History Of Ferrari Hydroplane
- Achille Castoldi was a wealthy boat privateer. In 1940, he set the world speed record of 81.10mph in the 400kg class with his boat Arno. For 1953, Castoldi decided to concentrate on setting top speed records. He commissioned an 800kg-class three-point hydroplane hull. For the engine, he turned to the new up and comers of the auto racing scene – Scuderia Ferrari.
Ferrari supplied Castoldi with a type 375 V-12 Grand Prix engine that displaced 4493.7cc, making approximately 385 brake horse power. This engine spun the twin bladed propeller at up to 10,000 rpm!!
At the January 1953 Campione d’Italia races, Castoldi piloted Arno XI to an unofficial top speed in excess of 124mph during the shakedown testing, prior to the official two-way run. However, his rival, Mario Verga achieved a speed record of 125.68mph. Two weeks later, he surpassed his own record with a two-way top speed of 140.74mph.
In preparation for another attempt at breaking Verga’s new record, Castoldi had a new engine built. Arno XI’s new methanol burning, twin supercharged 4.5L Ferrari power plant produced 600 brake horse power.
Ferrari sent Stefano Meazza, the chief race engineer of the Scuderia, to help prepare the new supercharged engine. Grand Prix champion Alberto Ascari showed support by attending the event. On the morning of October 15, 1953, Achille Castoldi succeeded in smashing the 800kg class speed record with an average “flying kilometer” two-way speed of 150.49 mph. He followed up the performance later that day by setting another record in the “24 nautical miles” event.
Castoldi retired from hydroplane racing in 1954. He sold Arno XI to a wealthy engineer named Nando dell’Orto.
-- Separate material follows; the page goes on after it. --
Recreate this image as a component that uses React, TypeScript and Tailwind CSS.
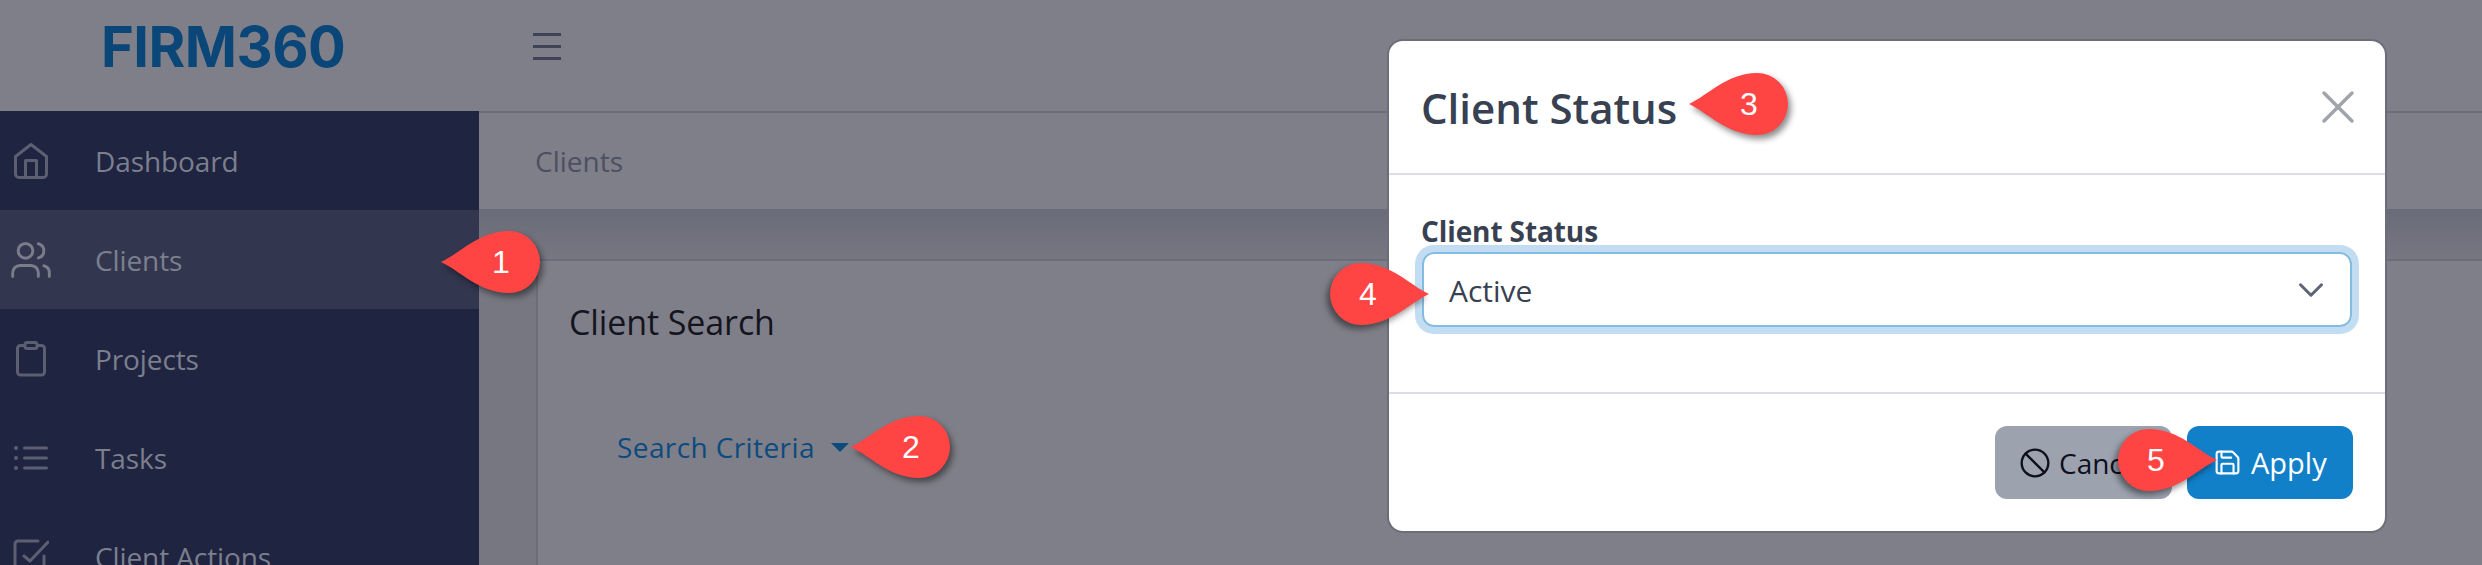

Dell’Orto revised the body lines of the engine cover and front fairing, added a large fin behind the driver for stability, and raced the boat for a few more years. The most notable success was a 2nd place finish in the 1965 900kg World Championship.
Arno XI was restored in the early 1990s and was put up for auction at the Coy’s Festival at Silverstone in 1997 where it did not sell. It was photographed skimming across the water as recently as September 2004, along with many other vintage racing boats.